For now, offensive coordinator Clay Helton gets a chance to audition for the role as a full-time head coach. Helton may have his work cut out for him, as many challenging games remain on USC's schedule. And should Helton lead the Trojans over the likes of Notre Dame, Utah, Cal, Oregon, and UCLA, he would immediately vault to the top choice.
Helton’s situation might look eerily similar to Ed Orgeron’s time as interim head coach in 2013. The affable Orgeron guided USC to a win over Stanford, but lost some momentum to keep the position when UCLA trounced USC in the final game of the regular season. Coincidentally, it would be Helton who would take over as head coach in the next game, a victory in the Las Vegas Bowl.
Aside from Helton, USC fans will cringe if Haden hires a former Trojan offensive coordinator, which was the case with Lane Kiffin and Steve Sarkisian. A new face with no ties to the programs seems like the best route.
Here are seven potential candidates to take over USC's football program in 2016.
It’s surprising that no NFL team swooped up Austin in the offseason. But the NFL’s loss can be USC’s gain. The Detroit Lions defensive coordinator has the right personality to be a head coach, and has had plenty of experience at both the NFL and college level. Austin, 50, seems certain to move on from the Lions at end of the season, and might be a perfect fit for the Trojans.
At age 40, Fitzgerald is a young and successful coach who seems entrenched in his current job. He has been in charge of Northwestern since 2006, and has helped a historically weak program overachieve. If Fitzgerald decided to leave Chicago, it would probably be for Notre Dame or the NFL, but he might feel the USC vacancy is too good to pass up. Fitzgerald has a great attitude and Trojan fans would embrace the idea of having him as the face of the program.

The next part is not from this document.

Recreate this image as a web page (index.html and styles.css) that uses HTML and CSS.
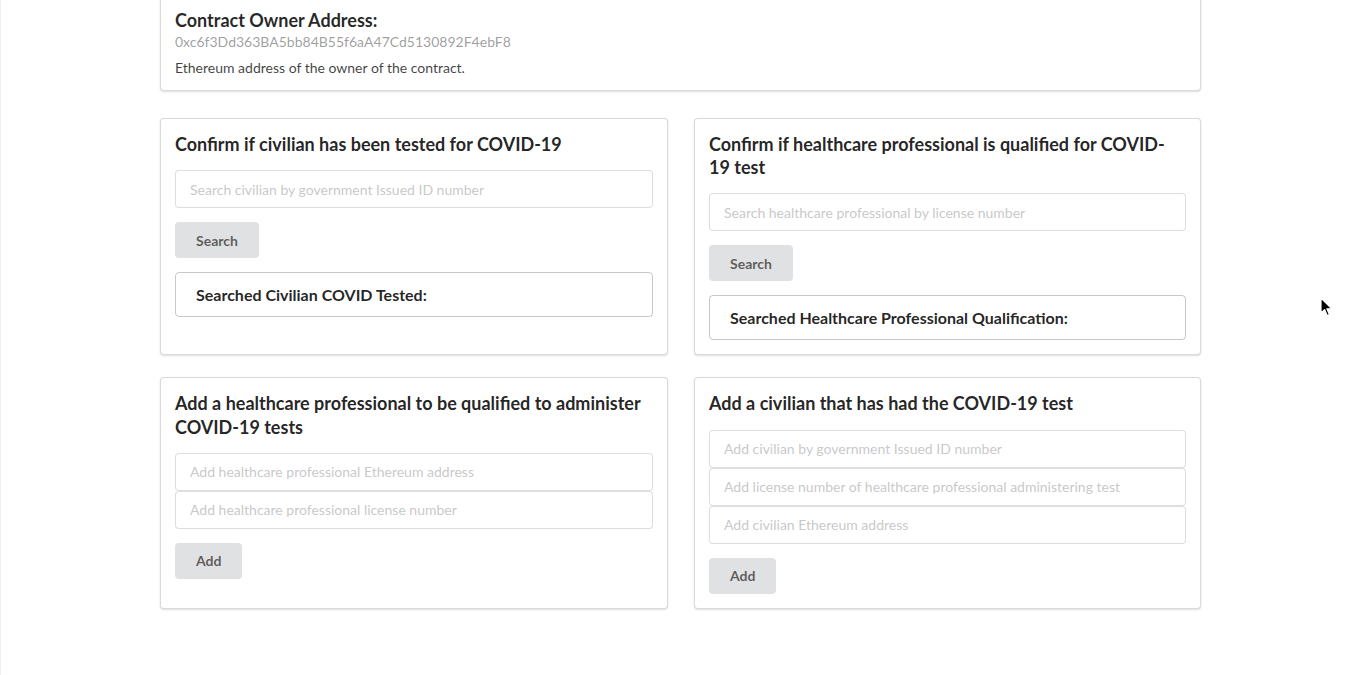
FILE: index.html
```html
<!DOCTYPE html>
<html lang="en">
<head>
<meta charset="utf-8">
<title>COVID-19 Test Registry</title>
<link rel="stylesheet" href="styles.css">
</head>
<body>
<div class="page">
  <div class="container">
    <div class="card top-card">
      <div class="card-header">Contract Owner Address:</div>
      <div class="meta">0xc6f3Dd363BA5bb84B55f6aA47Cd5130892F4ebF8</div>
      <div class="description">Ethereum address of the owner of the contract.</div>
    </div>

    <div class="grid">
      <div class="card segment">
        <h3 class="header">Confirm if civilian has been tested for COVID-19</h3>
        <form class="form">
          <input class="input" type="text" placeholder="Search civilian by government Issued ID number">
          <button class="button" type="button">Search</button>
          <div class="result">Searched Civilian COVID Tested:</div>
        </form>
      </div>

      <div class="card segment">
        <h3 class="header">Confirm if healthcare professional is qualified for COVID-19 test</h3>
        <form class="form">
          <input class="input" type="text" placeholder="Search healthcare professional by license number">
          <button class="button" type="button">Search</button>
          <div class="result">Searched Healthcare Professional Qualification:</div>
        </form>
      </div>

      <div class="card segment">
        <h3 class="header">Add a healthcare professional to be qualified to administer COVID-19 tests</h3>
        <form class="form">
          <div class="stack">
            <input class="input" type="text" placeholder="Add healthcare professional Ethereum address">
            <input class="input" type="text" placeholder="Add healthcare professional license number">
          </div>
          <button class="button" type="button">Add</button>
        </form>
      </div>

      <div class="card segment">
        <h3 class="header">Add a civilian that has had the COVID-19 test</h3>
        <form class="form">
          <div class="stack">
            <input class="input" type="text" placeholder="Add civilian by government Issued ID number">
            <input class="input" type="text" placeholder="Add license number of healthcare professional administering test">
            <input class="input" type="text" placeholder="Add civilian Ethereum address">
          </div>
          <button class="button" type="button">Add</button>
        </form>
      </div>
    </div>
  </div>
</div>
<svg class="cursor" width="14" height="22" viewBox="0 0 14 22" aria-hidden="true">
  <path d="M1 1 L1 16 L4.6 12.6 L7.2 18.6 L9.4 17.6 L6.9 11.8 L11.8 11.8 Z" fill="#000" stroke="#fff" stroke-width="1.2" stroke-linejoin="round"/>
</svg>
</body>
</html>
```

FILE: styles.css
```css
html, body {
  margin: 0;
  padding: 0;
  background: #fff;
}

body {
  font-family: Lato, "Helvetica Neue", Arial, sans-serif;
  font-size: 14px;
  line-height: 1.4285em;
  color: rgba(0, 0, 0, 0.87);
  overflow: hidden;
  height: 675px;
}

.page {
  display: flow-root;
  border-left: 1px solid #efefef;
  height: 675px;
  box-sizing: border-box;
}

.container {
  width: 1041px;
  margin: -5px 0 0 159px;
}

.card {
  background: #fff;
  border: 1px solid rgba(34, 36, 38, 0.17);
  border-radius: 4px;
  box-shadow: 0 1px 2px 0 rgba(34, 36, 38, 0.15);
  box-sizing: border-box;
}

.top-card {
  padding: 13px 14px 12px;
}

.card-header {
  font-weight: 700;
  font-size: 18px;
  line-height: 1.2857em;
  color: rgba(0, 0, 0, 0.85);
}

.meta {
  color: rgba(0, 0, 0, 0.4);
  font-size: 14px;
  line-height: 20px;
}

.description {
  margin-top: 6px;
  font-size: 14px;
  color: rgba(0, 0, 0, 0.75);
  line-height: 20px;
}

.grid {
  display: grid;
  grid-template-columns: 508px 507px;
  column-gap: 26px;
  row-gap: 22px;
  margin-top: 27px;
}

.segment {
  padding: 14px;
}

.header {
  margin: 0 0 14px;
  padding-right: 1px;
  font-size: 18px;
  font-weight: 700;
  line-height: 1.2857em;
  color: rgba(0, 0, 0, 0.87);
}

.form {
  margin: 0;
  display: flex;
  flex-direction: column;
  align-items: flex-start;
}

.stack {
  display: flex;
  flex-direction: column;
  align-self: stretch;
}

.input {
  align-self: stretch;
  box-sizing: border-box;
  height: 38px;
  margin: 0;
  padding: 9px 14px;
  font-family: Lato, "Helvetica Neue", Arial, sans-serif;
  font-size: 14px;
  line-height: 17px;
  color: rgba(0, 0, 0, 0.87);
  background: #fff;
  border: 1px solid rgba(34, 36, 38, 0.15);
  border-radius: 4px;
  outline: none;
}

.input::placeholder {
  color: rgba(191, 191, 191, 0.87);
}

.button {
  margin-top: 14px;
  height: 36px;
  padding: 0 21px;
  font-family: Lato, "Helvetica Neue", Arial, sans-serif;
  font-size: 14px;
  font-weight: 700;
  color: rgba(0, 0, 0, 0.6);
  background: #e0e1e2;
  border: none;
  border-radius: 4px;
}

.result {
  align-self: stretch;
  box-sizing: border-box;
  margin-top: 14px;
  height: 45px;
  padding: 11px 20px;
  font-size: 16px;
  font-weight: 700;
  line-height: 21px;
  border: 1px solid rgba(34, 36, 38, 0.25);
  border-radius: 4px;
  color: rgba(0, 0, 0, 0.87);
}

.cursor {
  position: absolute;
  left: 1320px;
  top: 297px;
}
```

The only former USC offensive coordinator on this list, Jackson was at the helm during USC’s dark period: the Paul Hackett era. But Jackson knows the Los Angeles recruiting landscape and has an excellent understanding of the game. The Bengals have overachieved this season with Jackson as offensive coordinator, and many think Jackson got a raw deal when he was let go as the Oakland Raiders head coach.

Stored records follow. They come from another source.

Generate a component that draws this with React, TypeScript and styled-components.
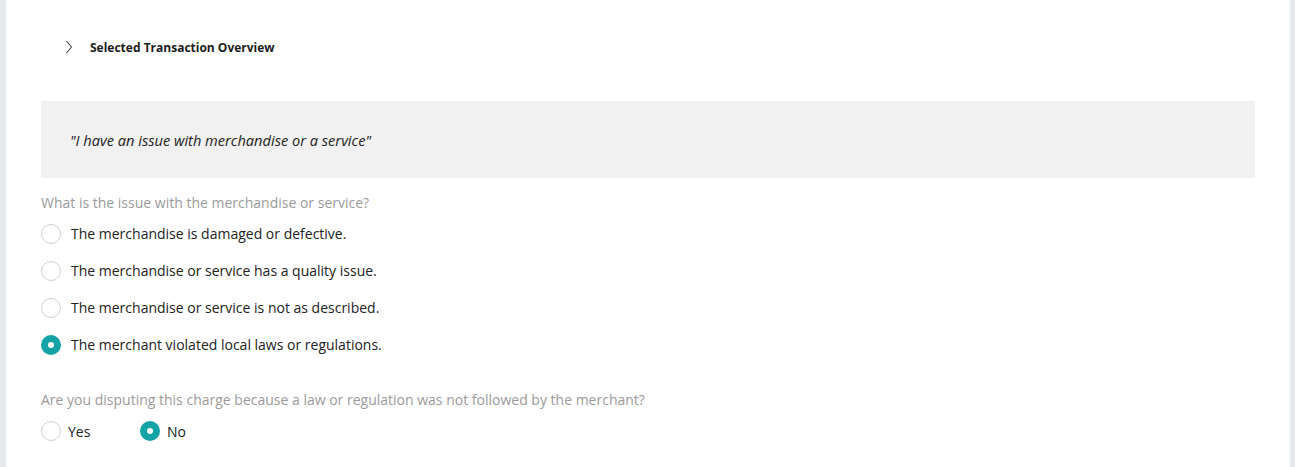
import React, { useState } from "react";
import styled, { createGlobalStyle } from "styled-components";

const Global = createGlobalStyle`
  html, body { margin: 0; padding: 0; }
  body {
    background: #e6eaed;
    font-family: "Open Sans", "Liberation Sans", sans-serif;
    color: #222;
  }
`;

const Page = styled.div`
  display: flex;
  padding: 0 5px 0 6px;
  min-height: 467px;
`;

const Panel = styled.main`
  flex: 1;
  background: #fff;
  padding: 30px 35px 26px 35px;
  box-sizing: border-box;
  min-height: 467px;
`;

const Header = styled.button`
  display: flex;
  align-items: center;
  height: 34px;
  padding: 0 0 0 24px;
  gap: 17px;
  border: none;
  background: none;
  cursor: pointer;
  font-family: inherit;
`;

const HeaderTitle = styled.span`
  font-size: 12px;
  font-weight: 700;
  color: #1c1c1c;
`;

const QuoteBox = styled.div`
  margin-top: 37px;
  height: 77px;
  background: #f1f1f1;
  display: flex;
  align-items: center;
  padding-left: 29px;
`;

const Quote = styled.span`
  font-size: 14.6px;
  font-style: italic;
  color: #222;
`;

const Question = styled.div<{ $top: number }>`
  margin-top: ${(p) => p.$top}px;
  font-size: 14px;
  line-height: 18px;
  color: #9a9a9a;
`;

const OptionList = styled.div`
  display: flex;
  flex-direction: column;
  margin-top: 3px;
`;

const InlineOptions = styled.div`
  display: flex;
  margin-top: 12px;
`;

const Option = styled.label<{ $width?: number; $gap: number }>`
  display: flex;
  align-items: center;
  gap: ${(p) => p.$gap}px;
  height: ${(p) => (p.$width ? 20 : 37)}px;
  width: ${(p) => (p.$width ? `${p.$width}px` : "auto")};
  font-size: 14px;
  color: #222;
  cursor: pointer;
`;

const Radio = styled.span<{ $checked: boolean }>`
  width: 20px;
  height: 20px;
  border-radius: 50%;
  box-sizing: border-box;
  flex: none;
  display: flex;
  align-items: center;
  justify-content: center;
  border: ${(p) => (p.$checked ? "none" : "1px solid #cfd3d6")};
  background: ${(p) => (p.$checked ? "#13a3a6" : "#fff")};
  &::after {
    content: "";
    display: ${(p) => (p.$checked ? "block" : "none")};
    width: 6px;
    height: 6px;
    border-radius: 50%;
    background: #fff;
  }
`;

const Chevron = () => (
  <svg width="8" height="14" viewBox="0 0 8 14" aria-hidden="true">
    <path d="M1.5 1 L6.5 7 L1.5 13" fill="none" stroke="#444" strokeWidth="1.1" />
  </svg>
);

const issues = [
  "The merchandise is damaged or defective.",
  "The merchandise or service has a quality issue.",
  "The merchandise or service is not as described.",
  "The merchant violated local laws or regulations.",
];

export default function App() {
  const [issue, setIssue] = useState(3);
  const [law, setLaw] = useState("No");
  return (
    <>
      <Global />
      <Page>
        <Panel>
          <Header>
            <Chevron />
            <HeaderTitle>Selected Transaction Overview</HeaderTitle>
          </Header>
          <QuoteBox>
            <Quote>"I have an issue with merchandise or a service"</Quote>
          </QuoteBox>
          <Question $top={16}>What is the issue with the merchandise or service?</Question>
          <OptionList>
            {issues.map((t, i) => (
              <Option key={t} $gap={10} onClick={() => setIssue(i)}>
                <Radio $checked={issue === i} />
                {t}
              </Option>
            ))}
          </OptionList>
          <Question $top={28}>
            Are you disputing this charge because a law or regulation was not followed by the merchant?
          </Question>
          <InlineOptions>
            {["Yes", "No"].map((t) => (
              <Option key={t} $width={99} $gap={7} onClick={() => setLaw(t)}>
                <Radio $checked={law === t} />
                {t}
              </Option>
            ))}
          </InlineOptions>
        </Panel>
      </Page>
    </>
  );
}
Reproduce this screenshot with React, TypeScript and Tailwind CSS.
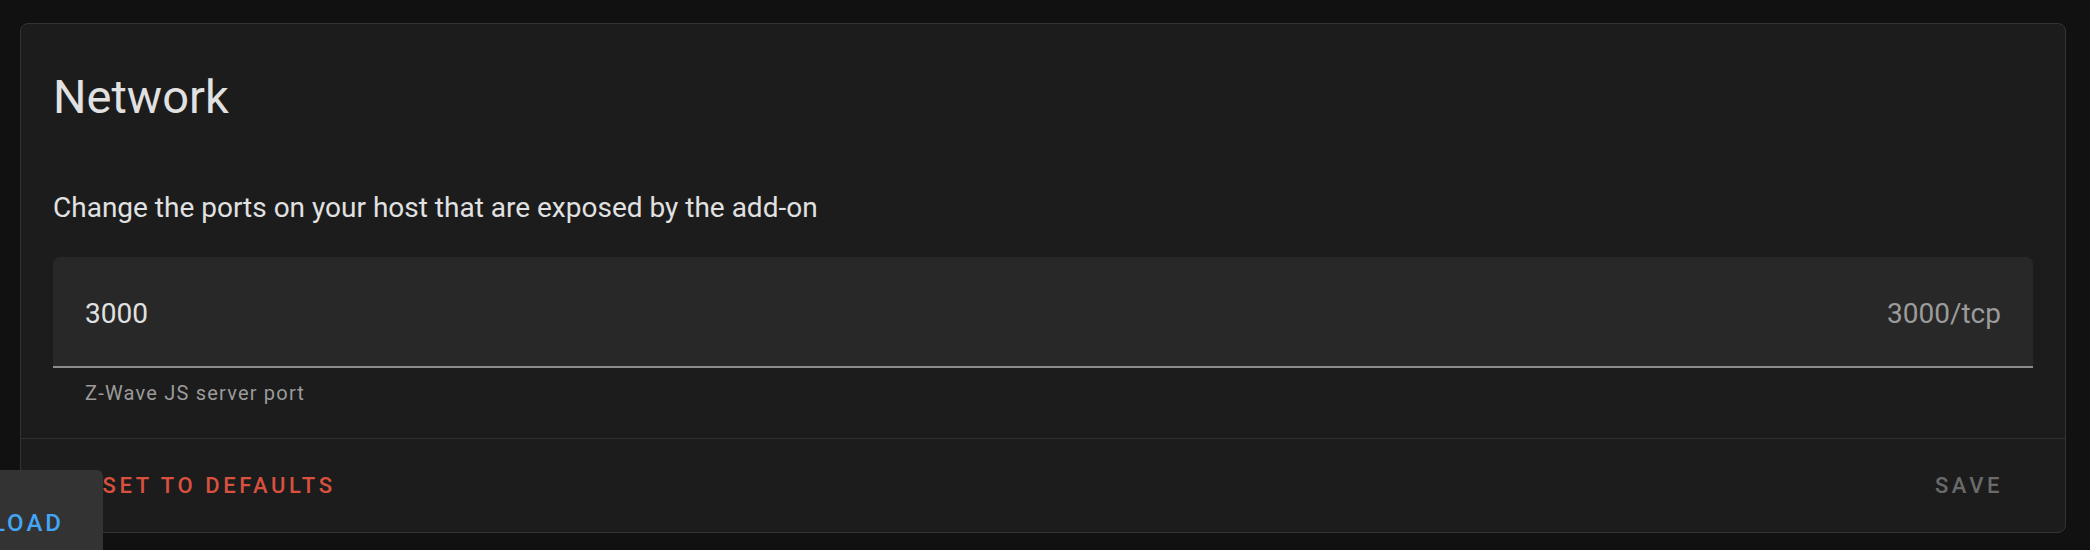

The chances are slim of Kelly sticking around the Philadelphia Eagles if they don’t make the postseason. Kelly, who coached Oregon to consistent success, might be an ideal fit for the Trojans because of his extensive knowledge of the Pac-12 and his track record in the conference. USC would have to abandon their pro-style offense, but the program would almost certainly be boosted by Kelly’s recruiting presence and his reputation for winning.
This is an outside-the-box choice and a long shot. Morris, 39, already has head coaching experience from his time with the Tampa Bay Buccaneers. Currently the defensive backs coach of the Atlanta Falcons, Morris would likely defer to a top offensive coordinator, much in the same way that Carroll did with Norm Chow. Many would scratch their head at this hiring, but Haden would look like a genius if Morris works out.
Like Jackson, Norton is part of the USC family. But also like Jackson, USC fans will not like the idea of bringing back a former assistant as they did with Kiffin and Sarkisian. Norton, 49, served as an assistant coach under Carroll, and moved on to be the defensive coordinator of the Raiders. USC would love to return to having No. 55 players dominating again after Junior Seau, Willie McGinest, and Chris Claiborne, and Norton’s prestige can bring that back. But it might be a stretch to have Norton as a viable candidate, because of his short amount of coaching experience.
Does Whittingham want to leave Utah? That would be the big question. Whittingham, who had previously worked with Chow, has compiled a 90-43 record with the Utes and has a reputation for getting the most out of above-average talent. Off-the-field problems would likely go away with Whittingham at the helm, as well. A highly respected coach amongst his peers, Whittingham would likely alleviate many of the distractions that often plague USC.